Full-day treks with picnic lunches or camping out overnight can be arranged but the typical format for morning treks of three hours, returning to the homestead for lunch and 2 ½-hour afternoon, mostly at a steady walk. Riding parties are limited to six guests accompanied by two guides, of whom one is English-speaking, carrying water and a first-aid kit.

Other activities within easy drive of Los Potreros are golf, dove-shooting and paragliding, together with Argentina’s second city, Cordoba, population 1.3 million, for the legacy of Spanish rule, a sublime splendid 17th century cathedral and churches built by the Jesuit and Franciscan Orders. The city is an hour from Buenos Aires by plane, offering several daily flights, and other air services linking Cordoba to nearby Latin-American capitals like Panama, Chile’s Santiago, Brazil’s Sao Paulo, Peru’s Lima and Uruguay’s Montevideo.

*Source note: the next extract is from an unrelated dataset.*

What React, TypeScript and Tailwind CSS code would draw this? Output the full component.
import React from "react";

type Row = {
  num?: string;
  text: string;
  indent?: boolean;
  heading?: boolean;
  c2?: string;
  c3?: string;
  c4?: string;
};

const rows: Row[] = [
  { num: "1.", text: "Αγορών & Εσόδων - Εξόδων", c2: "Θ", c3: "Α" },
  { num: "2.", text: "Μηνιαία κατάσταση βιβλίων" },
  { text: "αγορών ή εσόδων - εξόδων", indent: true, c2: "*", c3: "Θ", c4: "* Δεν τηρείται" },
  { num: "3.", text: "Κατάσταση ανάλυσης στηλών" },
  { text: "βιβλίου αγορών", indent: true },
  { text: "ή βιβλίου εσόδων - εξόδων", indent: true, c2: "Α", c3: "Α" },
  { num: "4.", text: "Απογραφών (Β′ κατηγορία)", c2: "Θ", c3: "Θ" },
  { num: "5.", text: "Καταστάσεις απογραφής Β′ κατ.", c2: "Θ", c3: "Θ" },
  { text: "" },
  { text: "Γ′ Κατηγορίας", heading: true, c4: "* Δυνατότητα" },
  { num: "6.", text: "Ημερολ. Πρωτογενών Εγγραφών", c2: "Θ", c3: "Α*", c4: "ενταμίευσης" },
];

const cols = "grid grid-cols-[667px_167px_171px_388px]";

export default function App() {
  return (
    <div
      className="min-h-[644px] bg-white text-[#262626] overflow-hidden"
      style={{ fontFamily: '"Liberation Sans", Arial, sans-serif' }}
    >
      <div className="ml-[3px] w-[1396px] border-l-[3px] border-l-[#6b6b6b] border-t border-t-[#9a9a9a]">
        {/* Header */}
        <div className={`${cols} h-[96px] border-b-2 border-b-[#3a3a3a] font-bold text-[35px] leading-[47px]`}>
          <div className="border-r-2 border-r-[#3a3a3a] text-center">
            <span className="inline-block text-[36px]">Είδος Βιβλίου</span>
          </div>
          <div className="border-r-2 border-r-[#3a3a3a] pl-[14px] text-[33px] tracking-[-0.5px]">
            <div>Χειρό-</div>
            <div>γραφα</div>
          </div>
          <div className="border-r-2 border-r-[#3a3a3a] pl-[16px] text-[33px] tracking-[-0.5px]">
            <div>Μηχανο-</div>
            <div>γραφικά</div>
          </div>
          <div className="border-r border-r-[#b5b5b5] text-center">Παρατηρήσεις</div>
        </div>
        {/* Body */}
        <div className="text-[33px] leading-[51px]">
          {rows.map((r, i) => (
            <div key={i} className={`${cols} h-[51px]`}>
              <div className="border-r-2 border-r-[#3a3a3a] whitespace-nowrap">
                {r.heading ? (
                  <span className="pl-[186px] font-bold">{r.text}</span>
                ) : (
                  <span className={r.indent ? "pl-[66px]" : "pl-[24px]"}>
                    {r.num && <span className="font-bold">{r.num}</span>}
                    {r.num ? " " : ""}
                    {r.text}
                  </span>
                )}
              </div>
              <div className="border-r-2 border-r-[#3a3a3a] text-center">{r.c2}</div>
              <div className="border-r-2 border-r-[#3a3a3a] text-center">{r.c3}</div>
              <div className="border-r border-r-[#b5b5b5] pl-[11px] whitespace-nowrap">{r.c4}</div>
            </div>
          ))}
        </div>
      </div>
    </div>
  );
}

The centrepiece of Estancia Los Potreros is its 19th century farmhouse and adjacent cottages converted to half a dozen twin-guestrooms with all the creature comforts we take for granted: en suite bathrooms and wood-burning stoves; a dining-room seating everyone at one table, leading in turn into a kitchen with all the modern amenities, and a drawing room, warmed by a log fire against the night cold, offering guests pre-dinner drinks and coffee served after.

Your host at each meal is either Kevin Begg or his English-born wife Louisa. (Brother Robin continues a full but dormant partner, a regular visitor otherwise committed to business interests in Buenos Aires. Supporting the Beggs are three or four young people, almost all girls, all competent with horses and horse-care, all from Anglophone countries, on working holidays from three to six months, doubling as hostesses and horse-guides.

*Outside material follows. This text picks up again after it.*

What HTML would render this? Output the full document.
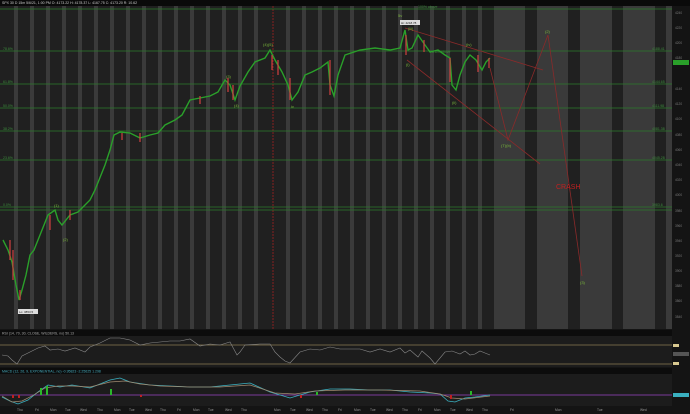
<!DOCTYPE html><html><head><style>
body{margin:0;background:#141414;width:690px;height:414px;overflow:hidden;font-family:"Liberation Sans",sans-serif}
svg{display:block}
</style></head><body>
<svg width="690" height="414" xmlns="http://www.w3.org/2000/svg" font-family="Liberation Sans" font-size="4">
<rect width="690" height="414" fill="#141414"/>
<rect x="0" y="0" width="690" height="6" fill="#0a0a0a"/>
<text x="2" y="4" fill="#ccc" font-size="3.5">SPX 30 D 15m   5/6/21, 1:00 PM   O: 4173.22   H: 4178.37   L: 4167.75   C: 4173.20   R: 10.62</text>
<rect x="0" y="6" width="672" height="323" fill="#202020"/>
<g fill="#3a3a3a">
<rect x="14" y="6" width="4" height="323"/><rect x="30" y="6" width="4" height="323"/><rect x="46" y="6" width="4" height="323"/><rect x="62" y="6" width="4" height="323"/><rect x="78" y="6" width="4" height="323"/><rect x="94" y="6" width="4" height="323"/><rect x="110" y="6" width="4" height="323"/><rect x="126" y="6" width="4" height="323"/><rect x="142" y="6" width="4" height="323"/><rect x="158" y="6" width="4" height="323"/><rect x="174" y="6" width="4" height="323"/><rect x="190" y="6" width="4" height="323"/><rect x="206" y="6" width="4" height="323"/><rect x="222" y="6" width="4" height="323"/><rect x="238" y="6" width="4" height="323"/><rect x="254" y="6" width="4" height="323"/><rect x="286" y="6" width="4" height="323"/><rect x="302" y="6" width="4" height="323"/><rect x="318" y="6" width="4" height="323"/><rect x="334" y="6" width="4" height="323"/><rect x="350" y="6" width="4" height="323"/><rect x="366" y="6" width="4" height="323"/><rect x="382" y="6" width="4" height="323"/><rect x="398" y="6" width="4" height="323"/><rect x="414" y="6" width="4" height="323"/><rect x="430" y="6" width="4" height="323"/><rect x="446" y="6" width="4" height="323"/><rect x="462" y="6" width="4" height="323"/><rect x="478" y="6" width="4" height="323"/>
<rect x="494" y="6" width="31" height="323"/><rect x="537" y="6" width="31" height="323"/><rect x="580" y="6" width="32" height="323"/><rect x="623" y="6" width="32" height="323"/><rect x="666" y="6" width="6" height="323"/>
</g>
<line x1="273" y1="6" x2="273" y2="329" stroke="#a02020" stroke-width="0.8" stroke-dasharray="2,1"/>
<g stroke="#2a7a2a" stroke-width="0.7">
<line x1="0" y1="9" x2="672" y2="9"/><line x1="0" y1="51" x2="672" y2="51"/><line x1="0" y1="84" x2="672" y2="84"/><line x1="0" y1="108" x2="672" y2="108"/><line x1="0" y1="131" x2="672" y2="131"/><line x1="0" y1="160" x2="672" y2="160"/><line x1="0" y1="207" x2="672" y2="207"/><line x1="0" y1="210" x2="672" y2="210"/>
</g>
<g fill="#3c8a3c" font-size="3.5">
<text x="3" y="50">78.6%</text><text x="3" y="83">61.8%</text><text x="3" y="107">50.0%</text><text x="3" y="130">38.2%</text><text x="3" y="159">23.6%</text><text x="3" y="206">0.0%</text>
<text x="418" y="8">100% above</text><text x="430" y="53">78.6% above</text>
<text x="652" y="50">4188.41</text><text x="652" y="83">4144.65</text><text x="652" y="107">4111.98</text><text x="652" y="130">4081.38</text><text x="652" y="159">4045.28</text><text x="652" y="206">3983.6</text>
</g>
<polyline fill="none" stroke="#2aa02a" stroke-width="1.4" points="3,240 8,250 12,262 16,285 19,300 22,290 26,275 30,255 34,250 40,235 44,225 48,215 55,210 58,220 62,225 70,215 78,212 85,205 90,200 95,190 105,165 110,150 114,135 120,132 130,133 140,138 150,135 158,133 165,125 175,120 182,115 190,100 200,98 210,96 218,92 225,80 230,85 235,100 240,86 248,72 255,62 265,58 270,50 275,60 282,72 288,85 292,100 298,92 305,75 312,72 320,68 328,62 330,85 334,96 338,75 345,55 360,50 375,48 390,50 400,48 405,30 408,50 412,48 418,35 425,45 430,52 438,50 445,55 450,58 452,85 456,90 460,75 465,62 470,55 476,60 482,70 486,62 490,58"/>
<g stroke="#d04040" stroke-width="1.2">
<line x1="10" y1="240" x2="10" y2="260"/><line x1="13" y1="250" x2="13" y2="280"/><line x1="20" y1="290" x2="20" y2="300"/><line x1="50" y1="215" x2="50" y2="230"/><line x1="70" y1="210" x2="70" y2="220"/><line x1="122" y1="133" x2="122" y2="140"/><line x1="140" y1="133" x2="140" y2="142"/><line x1="200" y1="96" x2="200" y2="104"/><line x1="228" y1="78" x2="228" y2="92"/><line x1="233" y1="85" x2="233" y2="100"/><line x1="272" y1="55" x2="272" y2="70"/><line x1="278" y1="60" x2="278" y2="75"/><line x1="290" y1="78" x2="290" y2="100"/><line x1="330" y1="60" x2="330" y2="95"/><line x1="406" y1="35" x2="406" y2="55"/><line x1="424" y1="40" x2="424" y2="52"/><line x1="450" y1="58" x2="450" y2="82"/><line x1="478" y1="55" x2="478" y2="72"/><line x1="489" y1="58" x2="489" y2="68"/>
</g>
<g stroke="#8a2a2a" stroke-width="0.8" fill="none">
<line x1="405" y1="28" x2="543" y2="70"/><line x1="407" y1="60" x2="540" y2="164"/>
<polyline points="490,68 508,140 548,35 582,276"/>
</g>
<text x="556" y="189" fill="#c02020" font-size="7">CRASH</text>
<g fill="#7ab83a" font-size="4">
<text x="263" y="46">(4)(5)</text><text x="226" y="78">(3)</text><text x="234" y="107">(4)</text><text x="291" y="108">iv</text><text x="54" y="207">(1)</text><text x="63" y="241">(2)</text>
<text x="398" y="17">5v</text><text x="408" y="30">(iii)</text><text x="406" y="66">(i)</text><text x="466" y="46">(iv)</text><text x="452" y="104">(ii)</text><text x="501" y="147">(T)(b)</text><text x="545" y="33">(2)</text><text x="580" y="284">(3)</text>
</g>
<rect x="400" y="20" width="20" height="5" fill="#ddd"/><text x="401" y="24" font-size="3" fill="#222">Hi: 4218.78</text>
<rect x="18" y="309" width="20" height="5" fill="#ddd"/><text x="19" y="313" font-size="3" fill="#222">Lo: 3853.5</text>
<rect x="672" y="6" width="18" height="323" fill="#141414"/>
<g fill="#777" font-size="3.2">
<text x="675" y="14">4240</text><text x="675" y="29">4220</text><text x="675" y="44">4200</text><text x="675" y="59">4180</text><text x="675" y="90">4140</text><text x="675" y="105">4120</text><text x="675" y="120">4100</text><text x="675" y="136">4080</text><text x="675" y="151">4060</text><text x="675" y="166">4040</text><text x="675" y="181">4020</text><text x="675" y="196">4000</text><text x="675" y="212">3980</text><text x="675" y="227">3960</text><text x="675" y="242">3940</text><text x="675" y="257">3920</text><text x="675" y="272">3900</text><text x="675" y="287">3880</text><text x="675" y="302">3860</text><text x="675" y="318">3840</text>
</g>
<rect x="673" y="60" width="16" height="5" fill="#2aa02a"/>
<rect x="0" y="330" width="672" height="6" fill="#0c0c0c"/>
<text x="2" y="334.5" font-size="3.5" fill="#aaa">RSI (14, 70, 30, CLOSE, WILDERS, no)   50.13</text>
<rect x="0" y="336" width="672" height="31" fill="#1c1c1c"/>
<line x1="0" y1="345" x2="672" y2="345" stroke="#8a7a50" stroke-width="0.8"/>
<line x1="0" y1="364" x2="672" y2="364" stroke="#8a7a50" stroke-width="0.8"/>
<polyline fill="none" stroke="#888" stroke-width="0.6" points="2,355 8,356 12,360 17,364 22,356 30,352 38,348 45,346 50,350 58,349 65,351 75,348 85,352 90,347 100,343 110,338 120,338 130,340 140,345 150,343 160,342 170,341 180,341 190,339 200,346 210,344 220,345 230,342 237,355 240,352 245,345 260,344 270,344 275,352 280,357 285,361 290,363 300,352 310,349 320,350 330,347 340,349 350,349 360,349 370,352 380,349 390,352 400,348 405,353 410,350 418,357 422,351 430,358 435,364 445,352 452,351 460,354 465,351 470,355 475,354 480,351 485,353 490,355"/>
<rect x="673" y="344" width="6" height="3" fill="#d8c890"/><rect x="673" y="362" width="6" height="3" fill="#d8c890"/>
<rect x="673" y="352" width="16" height="4" fill="#555"/>
<rect x="0" y="368" width="672" height="6" fill="#0c0c0c"/>
<text x="2" y="372.5" font-size="3.5" fill="#4ab">MACD (12, 26, 9, EXPONENTIAL, no)   -0.95823   -2.25625   1.298</text>
<rect x="0" y="374" width="672" height="32" fill="#1c1c1c"/>
<line x1="0" y1="395" x2="672" y2="395" stroke="#7a3a9a" stroke-width="1"/>
<polyline fill="none" stroke="#3ab0c0" stroke-width="0.8" points="2,397 10,401 18,404 28,400 38,392 48,385 60,387 72,385 90,388 110,380 120,378 130,382 150,385 170,386 190,387 210,387 230,385 250,383 270,392 290,398 310,392 330,389 350,389 370,390 390,390 410,392 430,393 440,394 448,401 455,402 465,398 475,397 490,395"/>
<polyline fill="none" stroke="#a08a70" stroke-width="0.7" points="2,396 12,402 22,401 32,396 45,388 58,386 72,386 90,387 110,382 125,381 140,384 160,386 190,387 220,387 250,385 275,393 295,394 315,391 345,390 380,390 420,391 440,394 452,398 465,399 490,396"/>
<g fill="#2ab82a"><rect x="40" y="388" width="2" height="7"/><rect x="46" y="386" width="2" height="9"/><rect x="110" y="389" width="2" height="6"/><rect x="316" y="392" width="2" height="3"/><rect x="470" y="391" width="2" height="4"/></g>
<g fill="#c02020"><rect x="12" y="395" width="2" height="3"/><rect x="18" y="395" width="2" height="3"/><rect x="140" y="395" width="2" height="2"/><rect x="300" y="395" width="2" height="3"/><rect x="450" y="395" width="2" height="4"/></g>
<rect x="673" y="393" width="16" height="4" fill="#3ab0c0"/>
<g fill="#999" font-size="3.3">
<text x="17" y="411">Thu</text><text x="35" y="411">Fri</text><text x="50" y="411">Mon</text><text x="65" y="411">Tue</text><text x="80" y="411">Wed</text><text x="97" y="411">Thu</text><text x="114" y="411">Mon</text><text x="129" y="411">Tue</text><text x="145" y="411">Wed</text><text x="160" y="411">Thu</text><text x="177" y="411">Fri</text><text x="193" y="411">Mon</text><text x="208" y="411">Tue</text><text x="225" y="411">Wed</text><text x="241" y="411">Thu</text><text x="274" y="411">Mon</text><text x="290" y="411">Tue</text><text x="306" y="411">Wed</text><text x="322" y="411">Thu</text><text x="338" y="411">Fri</text><text x="354" y="411">Mon</text><text x="370" y="411">Tue</text><text x="386" y="411">Wed</text><text x="402" y="411">Thu</text><text x="418" y="411">Fri</text><text x="434" y="411">Mon</text><text x="450" y="411">Tue</text><text x="466" y="411">Wed</text><text x="482" y="411">Thu</text><text x="510" y="411">Fri</text><text x="555" y="411">Mon</text><text x="597" y="411">Tue</text><text x="640" y="411">Wed</text>
</g>
</svg>
</body></html>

Forty per cent of guests come from Britain with the US and other Anglophone countries accounting for much of the balance, with a ceiling of a dozen guests at any one time. Though couples come unknown to one another, mealtimes have the ambience of an English country-weekend house party. Furnishings, fittings and artwork, so far from paying homage to urban sophistication, celebrate, rightly so, the farmhouse’s rustic origins. Elsewhere in Argentina, families with estancias taking paying guests invariably employ managers while living elsewhere, typically in Buenos Aires.

Guests at Los Potreros are introduced to Argentine rural culture by occasional concerts of folkloric music, song or dance, provided by local staff and their families or professional performers from Cordoba, while the estancia’s gauchos, the Argentine counterpart to the cowboy, can be seen breaking in horses or lassoing calves for branding. Estancia Los Potreros features in lists of the world’s best 100 hotels and resorts drawn up by the likes the London Sunday Times and the London travel magazine Tatler-Conde Nast.

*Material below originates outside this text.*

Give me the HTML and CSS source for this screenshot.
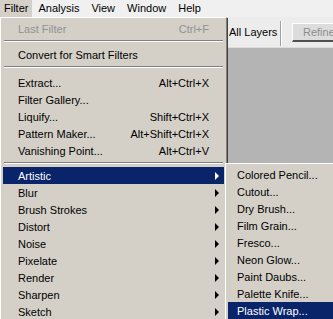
FILE: index.html
```html
<!DOCTYPE html>
<html>
<head>
<meta charset="utf-8">
<link rel="stylesheet" href="styles.css">
</head>
<body>
<div class="app">
  <div class="menubar">
    <span class="mb-item active">Filter</span>
    <span class="mb-item">Analysis</span>
    <span class="mb-item">View</span>
    <span class="mb-item">Window</span>
    <span class="mb-item">Help</span>
  </div>
  <div class="toolbar">
    <span class="tb-label">All Layers</span>
    <span class="tb-sep"></span>
    <span class="tb-btn"><span class="tb-btn-text">Refine Edge</span></span>
  </div>
  <div class="workspace"></div>

  <div class="menu main">
    <div class="row disabled"><span class="lbl">Last Filter</span><span class="key">Ctrl+F</span></div>
    <div class="sep"></div>
    <div class="row"><span class="lbl">Convert for Smart Filters</span></div>
    <div class="sep sep2"></div>
    <div class="row"><span class="lbl">Extract...</span><span class="key">Alt+Ctrl+X</span></div>
    <div class="row"><span class="lbl">Filter Gallery...</span></div>
    <div class="row"><span class="lbl">Liquify...</span><span class="key">Shift+Ctrl+X</span></div>
    <div class="row"><span class="lbl">Pattern Maker...</span><span class="key">Alt+Shift+Ctrl+X</span></div>
    <div class="row"><span class="lbl">Vanishing Point...</span><span class="key">Alt+Ctrl+V</span></div>
    <div class="sep sep3"></div>
    <div class="row sub hl"><span class="lbl">Artistic</span><span class="arrow"></span></div>
    <div class="row sub"><span class="lbl">Blur</span><span class="arrow"></span></div>
    <div class="row sub"><span class="lbl">Brush Strokes</span><span class="arrow"></span></div>
    <div class="row sub"><span class="lbl">Distort</span><span class="arrow"></span></div>
    <div class="row sub"><span class="lbl">Noise</span><span class="arrow"></span></div>
    <div class="row sub"><span class="lbl">Pixelate</span><span class="arrow"></span></div>
    <div class="row sub"><span class="lbl">Render</span><span class="arrow"></span></div>
    <div class="row sub"><span class="lbl">Sharpen</span><span class="arrow"></span></div>
    <div class="row sub"><span class="lbl">Sketch</span><span class="arrow"></span></div>
  </div>

  <div class="menu submenu">
    <div class="row"><span class="lbl">Colored Pencil...</span></div>
    <div class="row"><span class="lbl">Cutout...</span></div>
    <div class="row"><span class="lbl">Dry Brush...</span></div>
    <div class="row"><span class="lbl">Film Grain...</span></div>
    <div class="row"><span class="lbl">Fresco...</span></div>
    <div class="row"><span class="lbl">Neon Glow...</span></div>
    <div class="row"><span class="lbl">Paint Daubs...</span></div>
    <div class="row"><span class="lbl">Palette Knife...</span></div>
    <div class="row hl"><span class="lbl">Plastic Wrap...</span></div>
  </div>
</div>
</body>
</html>
```

FILE: styles.css
```css
html, body {
  margin: 0;
  padding: 0;
  overflow: hidden;
}
body {
  font-family: "Liberation Sans", Arial, sans-serif;
  font-size: 11px;
  color: #000;
  background: #a8a8a8;
}
.app {
  position: relative;
  width: 333px;
  height: 319px;
  overflow: hidden;
  display: flex;
  flex-direction: column;
}
.menubar {
  height: 17px;
  background: #f0f0f0;
  display: flex;
  align-items: center;
  font-size: 11px;
}
.mb-item {
  height: 17px;
  line-height: 16px;
  padding: 0 6px;
}
.mb-item.active {
  background: #d4d0c8;
  padding: 0 4px 0 4px;
}
.toolbar {
  height: 30px;
  background: #ececec;
  border-bottom: 1px solid #dcdcdc;
  display: flex;
  align-items: center;
  padding-left: 229px;
  font-size: 11px;
}
.tb-label {
  width: 47px;
  white-space: nowrap;
}
.tb-sep {
  width: 1px;
  height: 25px;
  background: #a0a0a0;
  border-right: 1px solid #fff;
  margin: 3px 10px 0 4px;
}
.tb-btn {
  flex: 1;
  min-width: 0;
  overflow: hidden;
  white-space: nowrap;
  color: #8c8c8c;
  background: #dcdcdc;
  border-top: 1px solid #fff;
  border-left: 1px solid #fff;
  border-bottom: 2px solid #505050;
  padding: 2px 0 2px 10px;
  margin-top: 1px;
}
.workspace {
  flex: 1;
  background: #b4b4b4;
}
.menu {
  position: absolute;
  background: #d4d0c8;
  border-top: 1px solid #fff;
  border-left: 1px solid #fff;
  border-right: 1px solid #808080;
  border-bottom: 1px solid #808080;
  box-shadow: 1px 1px 0 #404040;
  padding: 2px;
}
.main {
  left: 0;
  top: 17px;
  width: 221px;
  height: 320px;
}
.submenu {
  left: 225px;
  top: 163px;
  width: 120px;
  height: 170px;
}
.row {
  height: 17px;
  display: flex;
  align-items: center;
  padding-left: 15px;
  padding-right: 5px;
  white-space: nowrap;
}
.row .lbl {
  flex: 1;
}
.row .key {
  text-align: right;
  padding-right: 10px;
}
.row.disabled {
  color: #929292;
}
.row.hl {
  background: #0a246a;
  color: #fff;
}
.submenu .row {
  padding-left: 9px;
}
.sep {
  height: 0;
  border-top: 1px solid #808080;
  border-bottom: 1px solid #fff;
  margin: 3px 1px 4px;
}
.sep2 {
  margin-bottom: 6px;
}
.sep3 {
  margin-bottom: 3px;
}
.arrow {
  width: 0;
  height: 0;
  border-top: 4px solid transparent;
  border-bottom: 4px solid transparent;
  border-left: 4px solid #000;
}
.row.hl .arrow {
  border-left-color: #fff;
}
```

And beginners’ polo? Ten minutes’ drive from the guesthouse is the polo field. Polo at Los Potreros is an optional extra, not to be confused those, mostly but no tall in Buenos Aires Province, which promote themselves polo schools, admitting clients typically for a week or ten days expressly to learn the game.

Says Louisa who, like her husband Kevin, plays low-goal polo: “There are myths attached to polo, that it’s snobbish, elitist, inaccessible and expensive. Most people who can ride have never thought of playing it. We offer our guests the chance to try if they wish. It’s a simple, bite-sized package. We impress upon the importance of not hurting themselves or their horses or other players. They must keep their horses moving, and they must respect the right of way to the line of the ball. We show them how to hold and swing the mallet. They’ll do ten to fifteen minutes of stick-and-ball, first walking, then trotting, then at a canter. We teach them the basics of teamwork and they’ll play a short game of two long chukkers. The most important thing is to have fun.”

This year Estancia Los Potreros is offering three weeklong polo schools, of which two, in the second and fourth weeks of November, are still to come. Other polo weeks are possible outside those dates at the request of groups of between four and eight novice players. Polo week clients should bring their own helmets, gloves, riding boots and a pair of white breeches. Los Potreros supplies lightweight mallets and helmets together with seasoned mounts accustomed to novice players.

Each polo week culminates in a weekend tournament in which, as at Pompeya Polo Club, novice players and local Argentine players. To conjure up the aura of an authentic tournaments, Los Potreros provides numbered, colour-coded shorts for players, a time-keeper signalling chukkers with a ball, the umpire in the traditional black-and-white striped shirt, and the rituals of the trophy to the winning team to which polo is beholden.
During each polo week one day is assigned to visit nearby Pompeya Polo Club, which provides ponies for stick-and-ball and “friendly” chukkers blending novice players with local players. The club coach and manager, Mariano Martinez, the indefatigable Mariano Martinez, discusses polo across the gamut, from strategy to technique to horse care.

I watched one such weekend tournament, a round-robin contest of three blended teams composed of men and women, boys and girls, ranging from 10 to 50 years old, of which it must be said some of the local children put their elders to shame.

Following the trophy presentation, with novice from elsewhere and local players and their families who had come to cheer them on, some 60 people in all, sat at long trestle tables in the homestead garden, feasting on suckling pig, grilled asado-style, organically home-grown vegetables and with fruit to follow, washed down by local wines bottled especially for Los Potreros. Aside from polo, in which Argentina has no peers, thanks to its Italian heritage, it also excels in the pleasures of the table.